Synthesis of Ti-Nb-Hf quinary M₂AlC MAX ceramics and the effects of Hf incorporation on the anti-wear performance up to 800 °C

The (TiNb)₂AlC MAX ceramic exhibits superior high-temperature oxidation resistance, mechanical, and lubricating properties due to the solid solution of second transition metal elements. However, it demonstrates relatively poor wear resistance. In this work, (Ti_0.5-xNb_0.5-xHf_2x)₂AlC MAXs with varying Hf contents are synthesized. Their mechanical property and tribological behaviors from room temperature to 800 °C are investigated. From nanoindentation, Hf incorporation reduces the capacity of energy dissipation and resistance to plastic deformation of the MAXs.

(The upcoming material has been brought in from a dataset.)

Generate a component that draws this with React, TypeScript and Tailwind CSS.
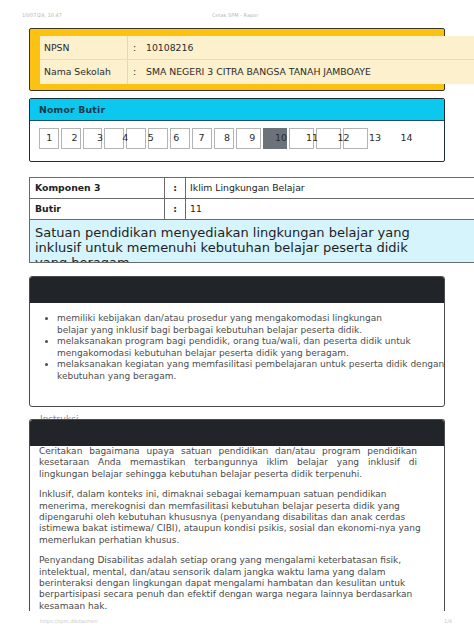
import React from 'react';

const boxes = [
  { w: 'w-[20px]', dark: false },
  { w: 'w-[20px]', dark: false },
  { w: 'w-[19px]', dark: false },
  { w: 'w-[20px]', dark: false },
  { w: 'w-[20px]', dark: false },
  { w: 'w-[20px]', dark: false },
  { w: 'w-[20px]', dark: false },
  { w: 'w-[20px]', dark: false },
  { w: 'w-[20px]', dark: false },
  { w: 'w-[25px]', dark: false },
  { w: 'w-[24px]', dark: true },
  { w: 'w-[25px]', dark: false },
  { w: 'w-[25px]', dark: false },
  { w: 'w-[25px]', dark: false },
];

const numbers = [
  { n: '1', w: 'w-[25.4px]' },
  { n: '2', w: 'w-[25.4px]' },
  { n: '3', w: 'w-[25.4px]' },
  { n: '4', w: 'w-[25.4px]' },
  { n: '5', w: 'w-[25.4px]' },
  { n: '6', w: 'w-[25.4px]' },
  { n: '7', w: 'w-[25.4px]' },
  { n: '8', w: 'w-[25.4px]' },
  { n: '9', w: 'w-[25.4px]' },
  { n: '10', w: 'w-[32px]' },
  { n: '11', w: 'w-[30px]' },
  { n: '12', w: 'w-[33px]' },
  { n: '13', w: 'w-[30px]' },
  { n: '14', w: 'w-[33px]' },
];

function SchoolCard() {
  return (
    <div className="ml-[29px] w-[416px] h-[63px] border border-[#3b3520] rounded-[2px] bg-[#fbc212] pt-[7px] pl-[10px]">
      <div className="w-[434px] bg-[#fdf0cc] text-[9.3px] text-[#2b2b2b]">
        <div className="flex h-[24px] items-center border-b border-[#ecdcae]">
          <div className="w-[88px] h-full flex items-center pl-[4px] border-r border-[#e8d8ac]">NPSN</div>
          <div className="w-[13px] text-center">:</div>
          <div className="pl-[5px]">10108216</div>
        </div>
        <div className="flex h-[24px] items-center">
          <div className="w-[88px] h-full flex items-center pl-[4px] border-r border-[#e8d8ac]">Nama Sekolah</div>
          <div className="w-[13px] text-center">:</div>
          <div className="pl-[5px]">SMA NEGERI 3 CITRA BANGSA TANAH JAMBOAYE</div>
        </div>
      </div>
    </div>
  );
}

function NomorButir() {
  return (
    <div className="ml-[29px] mt-[7px] w-[416px] h-[64px] border border-[#1e2e36] rounded-[2px] bg-white">
      <div className="h-[22px] bg-[#0cc8ee] border-b border-[#1b5166] flex items-center pl-[9px] text-[9.3px] font-bold tracking-[0.2px] text-[#133a4c]">
        Nomor Butir
      </div>
      <div className="pt-[7px] pl-[9px]">
        <div className="relative h-[21px]">
          <div className="flex gap-[2px] h-full">
            {boxes.map((b, i) => (
              <div
                key={i}
                className={`${b.w} h-full border ${b.dark ? 'bg-[#6b727a] border-[#6b727a]' : 'bg-white border-[#b4b4b4]'}`}
              />
            ))}
          </div>
          <div className="absolute inset-0 -left-[2.5px] flex items-center text-[9.5px] text-[#2b2b2b]">
            {numbers.map((x) => (
              <span key={x.n} className={`${x.w} text-center`}>
                {x.n}
              </span>
            ))}
          </div>
        </div>
      </div>
    </div>
  );
}

function KomponenTable() {
  return (
    <div className="ml-[29px] mt-[15px] w-[446px] border-t border-l border-[#6a6a6a] text-[9.3px] text-[#222]">
      <div className="flex h-[21px] items-center border-b border-[#6a6a6a]">
        <div className="w-[134px] pl-[5px] font-bold">Komponen 3</div>
        <div className="w-[22px] h-full flex items-center justify-center border-l border-r border-[#6a6a6a] font-bold">:</div>
        <div className="pl-[4px]">Iklim Lingkungan Belajar</div>
      </div>
      <div className="flex h-[21px] items-center border-b border-[#6a6a6a]">
        <div className="w-[134px] pl-[5px] font-bold">Butir</div>
        <div className="w-[22px] h-full flex items-center justify-center border-l border-r border-[#6a6a6a] font-bold">:</div>
        <div className="pl-[4px]">11</div>
      </div>
      <div className="h-[43px] overflow-hidden bg-[#d6f4fb] border-b border-[#6a6a6a] pl-[5px] pt-[5px]">
        <p className="w-[400px] text-[13px] leading-[15px] text-[#1e1e1e]">
          Satuan pendidikan menyediakan lingkungan belajar yang inklusif untuk memenuhi kebutuhan belajar peserta didik yang beragam
        </p>
      </div>
    </div>
  );
}

function IndikatorCard() {
  return (
    <div className="ml-[29px] mt-[13px] w-[416px] h-[131px] border border-[#4a4a4a] rounded-[3px] bg-white">
      <div className="h-[26px] bg-[#212529] rounded-t-[2px]" />
      <ul className="w-[427px] list-disc pl-[27px] pt-[10px] text-[9px] leading-[11.6px] text-[#4d4d4d]">
        <li>
          memiliki kebijakan dan/atau prosedur yang mengakomodasi lingkungan
          <br />
          belajar yang inklusif bagi berbagai kebutuhan belajar peserta didik.
        </li>
        <li>
          melaksanakan program bagi pendidik, orang tua/wali, dan peserta didik untuk mengakomodasi  kebutuhan belajar peserta didik yang beragam.
        </li>
        <li>
          melaksanakan kegiatan yang memfasilitasi pembelajaran untuk peserta didik dengan kebutuhan yang beragam.
        </li>
      </ul>
    </div>
  );
}

function InstruksiCard() {
  return (
    <div>
      <div className="ml-[40px] h-[12px] overflow-hidden">
        <div className="pt-[8px] text-[9px] leading-[9px] text-[#888]">Instruksi</div>
      </div>
      <div className="ml-[29px] w-[416px] h-[192px] overflow-hidden border-t border-l border-r border-[#4a4a4a] rounded-t-[3px] bg-white">
        <div className="h-[26px] bg-[#212529] rounded-t-[2px]" />
        <div className="pl-[9px] text-[9px] leading-[11.4px] text-[#4a4a4a]">
          <p className="w-[378px] text-justify">
            Ceritakan bagaimana upaya satuan pendidikan dan/atau program pendidikan kesetaraan Anda memastikan terbangunnya iklim belajar yang inklusif di lingkungan belajar sehingga kebutuhan belajar peserta didik terpenuhi.
          </p>
          <p className="w-[396px] mt-[9px]">
            Inklusif, dalam konteks ini, dimaknai sebagai kemampuan satuan pendidikan menerima, merekognisi dan memfasilitasi kebutuhan belajar peserta didik yang dipengaruhi oleh kebutuhan khususnya (penyandang disabilitas dan anak cerdas istimewa bakat istimewa/ CIBI), ataupun kondisi psikis, sosial dan ekonomi-nya yang memerlukan perhatian khusus.
          </p>
          <p className="w-[396px] mt-[9px]">
            Penyandang Disabilitas adalah setiap orang yang mengalami keterbatasan fisik, intelektual, mental, dan/atau sensorik dalam jangka waktu lama yang dalam berinteraksi dengan lingkungan dapat mengalami hambatan dan kesulitan untuk berpartisipasi secara penuh dan efektif dengan warga negara lainnya berdasarkan kesamaan hak.
          </p>
        </div>
      </div>
    </div>
  );
}

export default function App() {
  return (
    <div className="w-[474px] h-[632px] overflow-hidden bg-white font-['DejaVu_Sans',sans-serif]">
      {/* faint print header */}
      <div className="h-[28px] flex items-start pt-[12px] text-[5px] text-[#b5b5b5]">
        <span className="ml-[22px]">10/07/24, 10.47</span>
        <span className="ml-[150px]">Cetak SPM - Rapor</span>
      </div>
      <SchoolCard />
      <NomorButir />
      <KomponenTable />
      <IndikatorCard />
      <InstruksiCard />
      <div className="flex items-center h-[22px] text-[5px] text-[#c8c8c8]">
        <span className="ml-[40px]">https://spm.dikdasmen</span>
        <span className="ml-auto mr-[22px]">1/4</span>
      </div>
    </div>
  );
}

Accordingly, the wear rate is raised under the conditions of friction coupled with insufficient oxidation (400 °C and below). On the other hand, under oxidative wear-dominated conditions (600 and 800 °C), hafnium oxide alters the properties of the oxide tribofilm, and thus dramatically reduces the wear rate by 83 % of (Ti_0.4Nb_0.4Hf_0.2)₂AlC compared to (Ti_0.5Nb_0.5)₂AlC. Eventually, the enhanced high-temperature wear resistance of (Ti_0.5−xNb_0.5-xHf_2x)₂AlC proves the effectiveness of Hf solid solution in the system.